Giving Fact to Fictional Characters: The Cast of Cinder
By Marissa Meyer

I’m one of those writers that comes to know her characters over many drafts. Although I typically start a manuscript with some of each character’s basic stats in mind (occupation, age, physical description—although all of these things have been known to change over time), a character’s personality usually develops slowly. A joke here, a hint of back story there, a surprising decision that I hadn’t planned for. It seems to work for me.

But there are some elements of a character that I don’t like to leave up to fate. Things that need to have some basis in reality if they’re to ring true to me, and the reader.
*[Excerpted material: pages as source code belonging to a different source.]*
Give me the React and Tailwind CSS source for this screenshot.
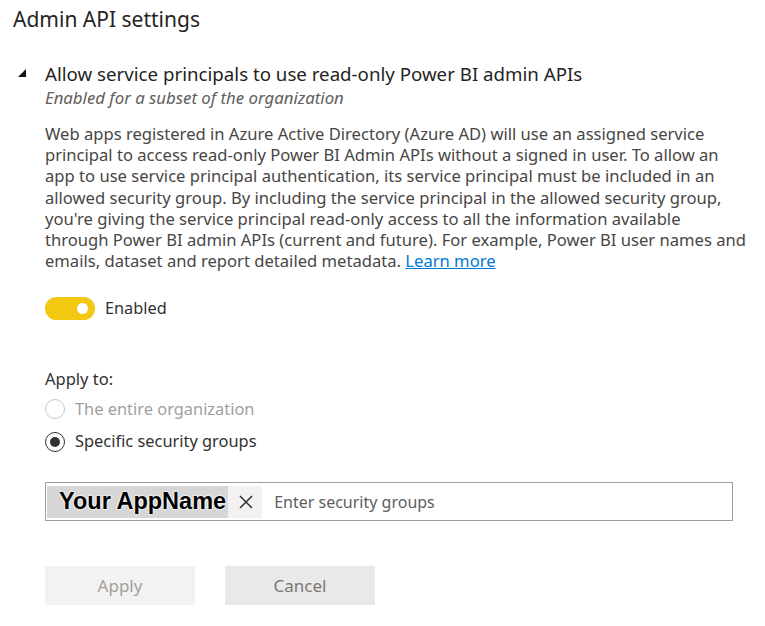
export default function App() {
  const font = { fontFamily: '"Segoe UI", "Noto Sans", "Open Sans", sans-serif' };
  const lines = [
    'Web apps registered in Azure Active Directory (Azure AD) will use an assigned service',
    'principal to access read-only Power BI Admin APIs without a signed in user. To allow an',
    'app to use service principal authentication, its service principal must be included in an',
    'allowed security group. By including the service principal in the allowed security group,',
    "you're giving the service principal read-only access to all the information available",
    'through Power BI admin APIs (current and future). For example, Power BI user names and',
  ];

  return (
    <div className="w-[765px] h-[626px] bg-white text-[#323130] overflow-hidden" style={font}>
      <h1 className="pl-[13px] pt-[5px] text-[21px] leading-[28px] text-[#252423]">Admin API settings</h1>

      <div className="mt-[28px] flex">
        <div className="w-[45px] shrink-0 pl-[18px] pt-[8px]">
          <svg className="w-[8px] h-[8px]" viewBox="0 0 8 8">
            <polygon points="8,0 8,8 0,8" fill="#111" />
          </svg>
        </div>

        <div>
          <div className="text-[18.7px] leading-[26px] text-[#252423]">
            Allow service principals to use read-only Power BI admin APIs
          </div>
          <div className="text-[16.8px] leading-[22px] italic text-[#605e5c]">
            Enabled for a subset of the organization
          </div>

          <div className="mt-[14px] text-[16.6px] leading-[21.2px] text-[#484644]">
            {lines.map((l) => (
              <div key={l} className="whitespace-nowrap">{l}</div>
            ))}
            <div className="whitespace-nowrap">
              emails, dataset and report detailed metadata.{' '}
              <a href="#" className="text-[#0078d4] underline">Learn more</a>
            </div>
          </div>

          <div className="mt-[25px] flex items-center gap-[10px]">
            <div className="w-[50px] h-[23px] rounded-full bg-[#f2c811] flex items-center justify-end pr-[7px]">
              <div className="w-[11px] h-[11px] rounded-full bg-white" />
            </div>
            <span className="text-[16.3px] text-[#323130]">Enabled</span>
          </div>

          <div className="mt-[47px] text-[16.5px] leading-[22px] text-[#323130]">Apply to:</div>

          <div className="mt-[7px] flex items-center gap-[10px] text-[16.4px] text-[#a19f9d]">
            <span className="w-[20px] h-[20px] rounded-full border border-[#c8c6c4]" />
            The entire organization
          </div>
          <div className="mt-[8px] flex items-center gap-[10px] text-[16.4px] text-[#323130]">
            <span className="w-[20px] h-[20px] rounded-full border border-[#323130] flex items-center justify-center">
              <span className="w-[10px] h-[10px] rounded-full bg-[#323130]" />
            </span>
            Specific security groups
          </div>

          <div className="mt-[28px] w-[688px] h-[39px] border border-[#a19f9d] flex items-center pl-[1px]">
            <div className="h-[32px] flex items-center bg-[#f3f2f1] pr-[9px]">
              <span
                className="h-[32px] flex items-center bg-[#d6d6d6] pl-[12px] pr-[2px] text-[23.5px] font-bold text-black"
                style={{ fontFamily: '"Liberation Sans", Arial, sans-serif', textShadow: '0 0 2px #fff, 0 0 2px #fff, 0 0 2px #fff' }}
              >
                Your AppName
              </span>
              <svg className="ml-[11px] w-[14px] h-[14px]" viewBox="0 0 14 14">
                <path d="M1 1 L13 13 M13 1 L1 13" stroke="#323130" strokeWidth="1.5" />
              </svg>
            </div>
            <span className="ml-[12px] text-[16px] text-[#605e5c]">Enter security groups</span>
          </div>

          <div className="mt-[45px] flex gap-[30px]">
            <button className="w-[150px] h-[39px] bg-[#f3f2f1] text-[#a19f9d] text-[17px]">Apply</button>
            <button className="w-[150px] h-[39px] bg-[#e9e9e9] text-[#797775] text-[17px]">Cancel</button>
          </div>
        </div>
      </div>
    </div>
  );
}
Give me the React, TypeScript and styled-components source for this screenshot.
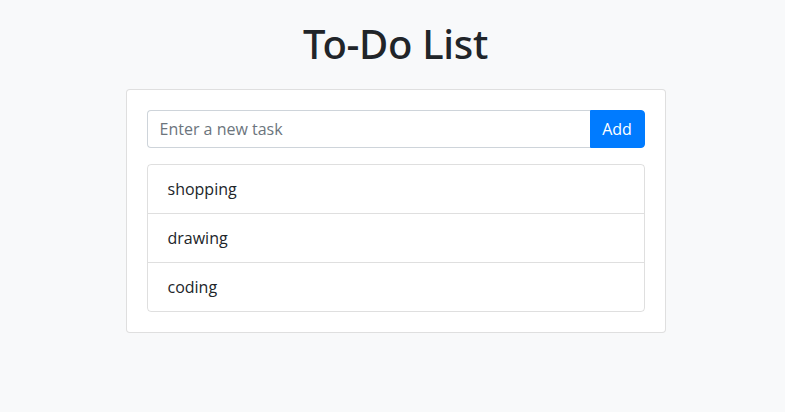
import React, { useState } from "react";
import styled, { createGlobalStyle } from "styled-components";

const Global = createGlobalStyle`
  * { box-sizing: border-box; }
  html, body { margin: 0; padding: 0; }
  body {
    background: #f8f9fa;
    color: #212529;
    font-family: "Open Sans", "Noto Sans", sans-serif;
    font-size: 16px;
    line-height: 1.5;
  }
`;

const Page = styled.div`
  display: flex;
  flex-direction: column;
  align-items: center;
  padding: 20px 0 0 6px;
`;

const Title = styled.h1`
  margin: 0 0 21px;
  font-family: "Noto Sans", "Open Sans", sans-serif;
  font-size: 40px;
  line-height: 48px;
  font-weight: 500;
  letter-spacing: -0.3px;
  color: #212529;
`;

const Card = styled.div`
  width: 540px;
  background: #fff;
  border: 1px solid rgba(0, 0, 0, 0.125);
  border-radius: 4px;
  padding: 20px;
`;

const InputGroup = styled.form`
  display: flex;
  margin-bottom: 16px;
`;

const Input = styled.input`
  flex: 1;
  min-width: 0;
  height: 38px;
  padding: 6px 12px;
  font: inherit;
  color: #495057;
  background: #fff;
  border: 1px solid #ced4da;
  border-right: none;
  border-radius: 4px 0 0 4px;
  outline: none;
  &::placeholder { color: #6c757d; }
`;

const Button = styled.button`
  height: 38px;
  width: 55px;
  font: inherit;
  color: #fff;
  background: #007bff;
  border: 1px solid #007bff;
  border-radius: 0 4px 4px 0;
  cursor: pointer;
`;

const List = styled.ul`
  list-style: none;
  margin: 0;
  padding: 0;
  border: 1px solid rgba(0, 0, 0, 0.125);
  border-radius: 4px;
`;

const Item = styled.li`
  padding: 12px 20px;
  line-height: 24px;
  & + & { border-top: 1px solid rgba(0, 0, 0, 0.125); }
`;

export default function App() {
  const [tasks, setTasks] = useState(["shopping", "drawing", "coding"]);
  const [value, setValue] = useState("");
  return (
    <>
      <Global />
      <Page>
        <Title>To-Do List</Title>
        <Card>
          <InputGroup
            onSubmit={(e) => {
              e.preventDefault();
              if (value.trim()) {
                setTasks([...tasks, value.trim()]);
                setValue("");
              }
            }}
          >
            <Input
              placeholder="Enter a new task"
              value={value}
              onChange={(e) => setValue(e.target.value)}
            />
            <Button type="submit">Add</Button>
          </InputGroup>
          <List>
            {tasks.map((t, i) => (
              <Item key={i}>{t}</Item>
            ))}
          </List>
        </Card>
      </Page>
    </>
  );
}
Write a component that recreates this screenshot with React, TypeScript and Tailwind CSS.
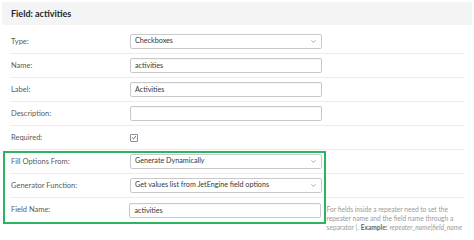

These are the things that generally require a bit more effort and a lot more research.

Cinder
My main character, Cinder, is a cyborg—part girl, part machine. Her cyborgness not only affects the storyline again and again, but it also changes the way she reacts to things. When I was revising the book,Cinder’s cyborg skills started out pretty dull and useless, but became more complex (and awesome) as I reworked the story. And with each change in her cybernetic make-up, her personality became more real and natural.

Part of the difficulty during those first couple of drafts was that all I knew about cyborgs prior to writing this book was that Darth Vader was one. A lot of research had to be done. I perused science journals and articles and watched videos on camera-eye implants and mind-controlled prosthetics and hearing aids that were wired directly into the nervous system. I’m happy to say that, with a few questionable exceptions, all of Cinder’s abilities are plausible by today’s technological knowledge.

Prince Kai
Prince Kai required a much different type of research—research into empires, royal families, and monarchies. Today, there are few royal families that act as much more than figureheads, but the royal family in Cinder are literal rulers of the Eastern Commonwealth. Although there are advisors, representatives, and cabinet members, which are barely touched on within the book, all major decisions reside with the Emperor.

In researching the power of Kai and his father’s positions, I read up on the current Japanese Emperor (Japan being the only country in the world that still has an Emperor, although again it’s mostly symbolic). I also researched different types of government systems: constitutional monarchies vs. absolute monarchies, democracies vs. republics, etc. Although in the end I maintain that this fictional future has a fictional government, and I know it doesn’t exactly mirror any government we have in place today, I hope that the politics will come across as believable and natural to readers.

Queen Levana and the Lunars
Perhaps the characters that required the most research were the Lunars, which has some irony as they also required more imagination and pseudo-science than other characters. The Lunars, an evolved type of humans inhabiting the moon, have powers of mind-control. They can twist the thoughts and emotions of other people, Lunars and Earthens alike, essentially brainwashing them.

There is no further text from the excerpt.